=== LISTED RECORDS ===
[start]

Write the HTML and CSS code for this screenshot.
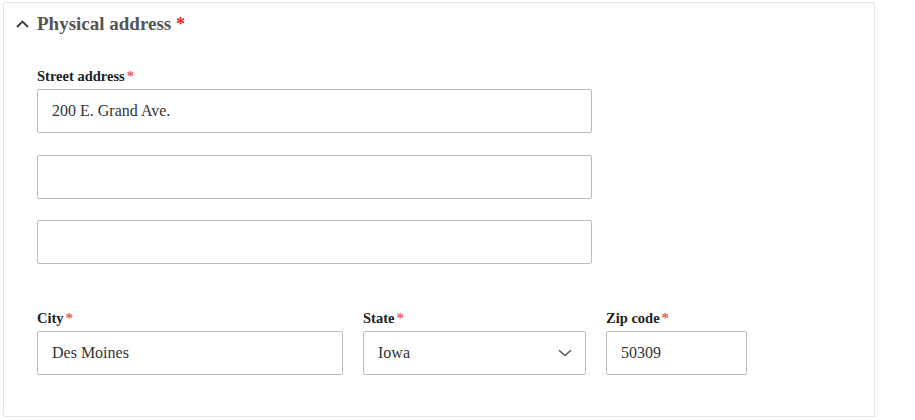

[end]
[start]

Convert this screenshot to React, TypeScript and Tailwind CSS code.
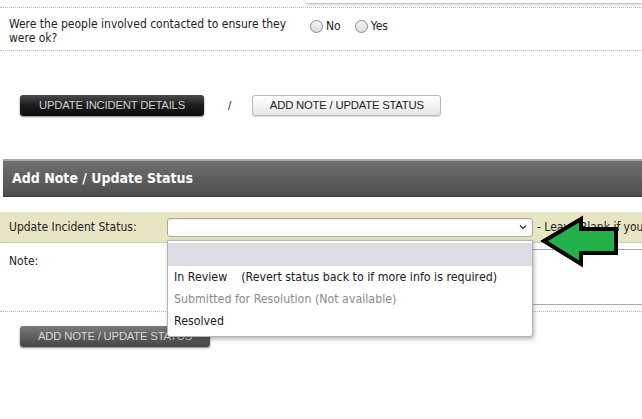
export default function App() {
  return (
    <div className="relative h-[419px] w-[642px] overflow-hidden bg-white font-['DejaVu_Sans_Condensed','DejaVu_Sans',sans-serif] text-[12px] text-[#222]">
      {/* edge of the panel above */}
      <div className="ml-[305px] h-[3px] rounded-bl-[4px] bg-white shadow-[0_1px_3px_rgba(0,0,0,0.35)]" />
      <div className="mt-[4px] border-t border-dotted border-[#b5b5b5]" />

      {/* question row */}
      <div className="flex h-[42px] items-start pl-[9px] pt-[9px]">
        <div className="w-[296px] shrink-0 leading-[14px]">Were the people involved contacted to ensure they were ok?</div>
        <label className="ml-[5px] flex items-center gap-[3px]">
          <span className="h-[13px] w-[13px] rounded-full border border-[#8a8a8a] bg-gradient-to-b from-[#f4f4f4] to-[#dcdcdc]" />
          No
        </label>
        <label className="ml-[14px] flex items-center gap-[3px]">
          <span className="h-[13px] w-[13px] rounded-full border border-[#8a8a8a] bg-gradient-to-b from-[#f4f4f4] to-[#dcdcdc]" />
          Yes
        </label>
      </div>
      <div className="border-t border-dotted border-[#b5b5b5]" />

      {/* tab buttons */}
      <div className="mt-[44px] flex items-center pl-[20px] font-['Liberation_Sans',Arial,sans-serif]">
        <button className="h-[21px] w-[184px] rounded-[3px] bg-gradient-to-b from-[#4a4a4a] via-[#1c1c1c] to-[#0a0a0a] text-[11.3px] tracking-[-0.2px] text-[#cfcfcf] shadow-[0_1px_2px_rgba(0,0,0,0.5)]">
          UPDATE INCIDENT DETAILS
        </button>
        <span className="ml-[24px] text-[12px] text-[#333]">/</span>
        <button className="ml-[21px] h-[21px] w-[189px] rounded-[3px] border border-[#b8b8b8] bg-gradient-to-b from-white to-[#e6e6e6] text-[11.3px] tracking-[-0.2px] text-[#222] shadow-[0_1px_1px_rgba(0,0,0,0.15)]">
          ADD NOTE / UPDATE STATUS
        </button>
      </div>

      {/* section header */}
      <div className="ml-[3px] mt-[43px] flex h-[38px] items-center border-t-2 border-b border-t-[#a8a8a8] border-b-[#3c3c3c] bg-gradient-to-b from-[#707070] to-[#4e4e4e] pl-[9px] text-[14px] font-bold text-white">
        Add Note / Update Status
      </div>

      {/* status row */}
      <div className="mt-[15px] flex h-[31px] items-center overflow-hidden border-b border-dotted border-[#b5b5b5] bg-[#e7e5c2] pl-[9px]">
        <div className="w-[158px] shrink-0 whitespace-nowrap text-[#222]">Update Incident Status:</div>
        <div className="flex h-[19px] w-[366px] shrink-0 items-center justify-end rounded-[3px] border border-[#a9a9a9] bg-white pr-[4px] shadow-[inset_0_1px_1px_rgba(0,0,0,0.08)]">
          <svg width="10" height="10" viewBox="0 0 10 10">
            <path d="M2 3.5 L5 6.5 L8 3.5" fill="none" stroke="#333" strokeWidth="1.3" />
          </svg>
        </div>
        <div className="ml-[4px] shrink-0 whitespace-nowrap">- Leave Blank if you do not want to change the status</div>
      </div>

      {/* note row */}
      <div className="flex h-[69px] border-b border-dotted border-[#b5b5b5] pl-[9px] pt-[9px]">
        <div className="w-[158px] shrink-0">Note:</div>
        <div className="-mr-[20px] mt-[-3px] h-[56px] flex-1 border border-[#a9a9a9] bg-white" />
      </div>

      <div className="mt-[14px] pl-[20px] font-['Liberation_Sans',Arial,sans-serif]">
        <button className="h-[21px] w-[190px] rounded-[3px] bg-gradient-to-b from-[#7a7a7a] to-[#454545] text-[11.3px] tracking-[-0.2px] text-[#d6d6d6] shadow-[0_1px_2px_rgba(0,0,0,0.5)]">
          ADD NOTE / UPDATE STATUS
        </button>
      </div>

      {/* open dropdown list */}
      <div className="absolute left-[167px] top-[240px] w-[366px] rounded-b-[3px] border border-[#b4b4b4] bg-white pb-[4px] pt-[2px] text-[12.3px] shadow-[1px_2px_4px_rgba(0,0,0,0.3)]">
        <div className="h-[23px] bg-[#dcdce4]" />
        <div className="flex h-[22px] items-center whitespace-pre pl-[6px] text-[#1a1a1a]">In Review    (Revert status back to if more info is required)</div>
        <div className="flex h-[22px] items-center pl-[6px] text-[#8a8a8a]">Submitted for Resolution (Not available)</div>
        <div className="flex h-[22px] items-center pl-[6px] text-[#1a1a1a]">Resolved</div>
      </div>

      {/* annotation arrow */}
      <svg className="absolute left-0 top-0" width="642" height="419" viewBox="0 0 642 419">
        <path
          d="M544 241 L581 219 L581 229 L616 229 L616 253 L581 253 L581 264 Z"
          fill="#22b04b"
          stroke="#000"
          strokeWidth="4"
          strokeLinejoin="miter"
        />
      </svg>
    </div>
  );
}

[end]
[start]

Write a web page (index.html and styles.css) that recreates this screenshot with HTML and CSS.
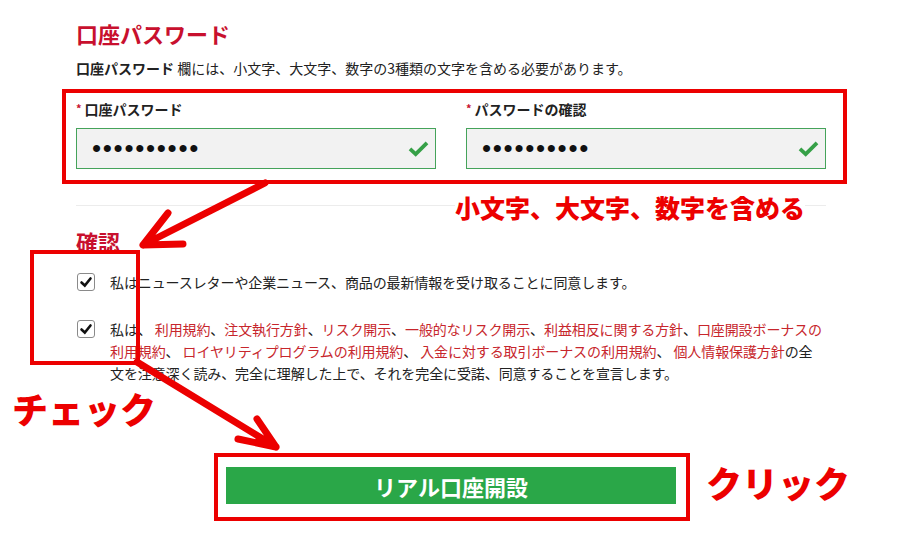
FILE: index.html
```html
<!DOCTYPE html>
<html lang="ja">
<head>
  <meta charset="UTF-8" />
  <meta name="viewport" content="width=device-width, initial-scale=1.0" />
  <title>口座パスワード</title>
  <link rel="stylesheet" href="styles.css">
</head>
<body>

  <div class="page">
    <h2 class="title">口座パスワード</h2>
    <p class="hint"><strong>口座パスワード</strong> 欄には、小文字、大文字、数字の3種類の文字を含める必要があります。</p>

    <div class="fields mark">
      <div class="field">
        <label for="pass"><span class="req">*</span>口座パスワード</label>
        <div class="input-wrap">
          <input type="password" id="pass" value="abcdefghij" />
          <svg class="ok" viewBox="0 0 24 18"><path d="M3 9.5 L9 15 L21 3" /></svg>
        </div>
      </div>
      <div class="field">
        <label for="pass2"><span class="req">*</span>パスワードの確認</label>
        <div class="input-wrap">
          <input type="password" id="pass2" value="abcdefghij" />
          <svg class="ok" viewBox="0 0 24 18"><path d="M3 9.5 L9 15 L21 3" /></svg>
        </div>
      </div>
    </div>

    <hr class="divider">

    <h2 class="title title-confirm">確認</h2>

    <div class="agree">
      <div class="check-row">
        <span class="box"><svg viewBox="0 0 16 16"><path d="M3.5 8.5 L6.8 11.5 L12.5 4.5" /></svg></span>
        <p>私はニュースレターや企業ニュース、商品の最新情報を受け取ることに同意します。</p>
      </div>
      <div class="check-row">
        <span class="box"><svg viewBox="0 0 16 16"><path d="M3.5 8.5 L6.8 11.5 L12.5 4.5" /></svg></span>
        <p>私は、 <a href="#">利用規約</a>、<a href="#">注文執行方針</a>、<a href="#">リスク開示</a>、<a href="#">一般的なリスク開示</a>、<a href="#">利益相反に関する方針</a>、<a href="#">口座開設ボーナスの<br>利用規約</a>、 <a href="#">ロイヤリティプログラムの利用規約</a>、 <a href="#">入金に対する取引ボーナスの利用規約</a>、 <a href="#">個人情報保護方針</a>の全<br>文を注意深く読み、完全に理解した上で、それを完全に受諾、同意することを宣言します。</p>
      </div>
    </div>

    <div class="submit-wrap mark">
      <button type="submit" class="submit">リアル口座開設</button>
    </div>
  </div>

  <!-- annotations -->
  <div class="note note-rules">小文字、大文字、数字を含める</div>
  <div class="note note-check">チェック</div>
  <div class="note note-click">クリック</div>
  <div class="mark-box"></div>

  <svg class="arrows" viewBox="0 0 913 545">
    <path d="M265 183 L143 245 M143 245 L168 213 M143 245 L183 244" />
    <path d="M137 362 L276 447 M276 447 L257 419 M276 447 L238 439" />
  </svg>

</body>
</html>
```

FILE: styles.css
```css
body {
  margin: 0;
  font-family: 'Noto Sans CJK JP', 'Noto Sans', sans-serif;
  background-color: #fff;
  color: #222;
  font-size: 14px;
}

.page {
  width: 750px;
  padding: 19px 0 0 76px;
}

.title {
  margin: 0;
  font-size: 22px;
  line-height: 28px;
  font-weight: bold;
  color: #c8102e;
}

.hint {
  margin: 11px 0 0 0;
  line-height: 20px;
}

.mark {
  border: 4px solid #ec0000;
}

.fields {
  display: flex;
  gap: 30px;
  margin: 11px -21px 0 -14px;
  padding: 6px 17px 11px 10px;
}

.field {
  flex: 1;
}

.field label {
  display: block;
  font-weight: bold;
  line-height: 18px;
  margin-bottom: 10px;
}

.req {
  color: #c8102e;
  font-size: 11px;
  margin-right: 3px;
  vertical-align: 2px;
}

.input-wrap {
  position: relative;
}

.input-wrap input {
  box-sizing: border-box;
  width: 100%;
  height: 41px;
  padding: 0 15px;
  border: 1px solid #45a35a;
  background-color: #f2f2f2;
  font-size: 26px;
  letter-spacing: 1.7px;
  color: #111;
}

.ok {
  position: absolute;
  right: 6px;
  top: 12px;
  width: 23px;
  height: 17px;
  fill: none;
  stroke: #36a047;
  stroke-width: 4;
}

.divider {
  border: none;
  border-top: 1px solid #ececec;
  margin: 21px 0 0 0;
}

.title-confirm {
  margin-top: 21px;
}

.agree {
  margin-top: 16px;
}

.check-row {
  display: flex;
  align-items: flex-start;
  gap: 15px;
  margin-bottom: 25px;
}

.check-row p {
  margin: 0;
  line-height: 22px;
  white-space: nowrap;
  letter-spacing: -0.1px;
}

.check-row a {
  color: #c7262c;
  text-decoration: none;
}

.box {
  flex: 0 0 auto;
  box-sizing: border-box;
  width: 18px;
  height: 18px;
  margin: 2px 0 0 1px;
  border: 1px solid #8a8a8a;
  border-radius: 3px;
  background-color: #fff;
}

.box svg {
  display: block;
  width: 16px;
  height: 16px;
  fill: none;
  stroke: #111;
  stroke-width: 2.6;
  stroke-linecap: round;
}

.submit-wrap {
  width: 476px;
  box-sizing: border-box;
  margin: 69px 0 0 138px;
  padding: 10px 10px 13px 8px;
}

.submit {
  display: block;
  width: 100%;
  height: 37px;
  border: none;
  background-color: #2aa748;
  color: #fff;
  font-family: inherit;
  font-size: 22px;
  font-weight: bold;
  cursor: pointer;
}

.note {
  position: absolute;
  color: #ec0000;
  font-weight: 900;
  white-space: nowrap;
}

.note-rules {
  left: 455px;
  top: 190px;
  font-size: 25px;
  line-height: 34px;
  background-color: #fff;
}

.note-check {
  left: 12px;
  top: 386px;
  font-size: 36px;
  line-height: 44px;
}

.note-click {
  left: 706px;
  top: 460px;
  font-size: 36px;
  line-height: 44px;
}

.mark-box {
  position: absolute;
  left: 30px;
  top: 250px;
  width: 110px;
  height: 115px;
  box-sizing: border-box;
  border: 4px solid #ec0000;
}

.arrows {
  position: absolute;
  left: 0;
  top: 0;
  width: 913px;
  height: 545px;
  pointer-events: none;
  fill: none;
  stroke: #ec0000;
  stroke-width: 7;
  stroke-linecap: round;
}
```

[end]

=== TASK REQUIREMENTS ===
Gather from the entries above all lines that include the string "styles".

=== ANSWER TO THE PROBLEM ===
Write a web page (index.html and styles.css) that recreates this screenshot with HTML and CSS.
  <link rel="stylesheet" href="styles.css">
FILE: styles.css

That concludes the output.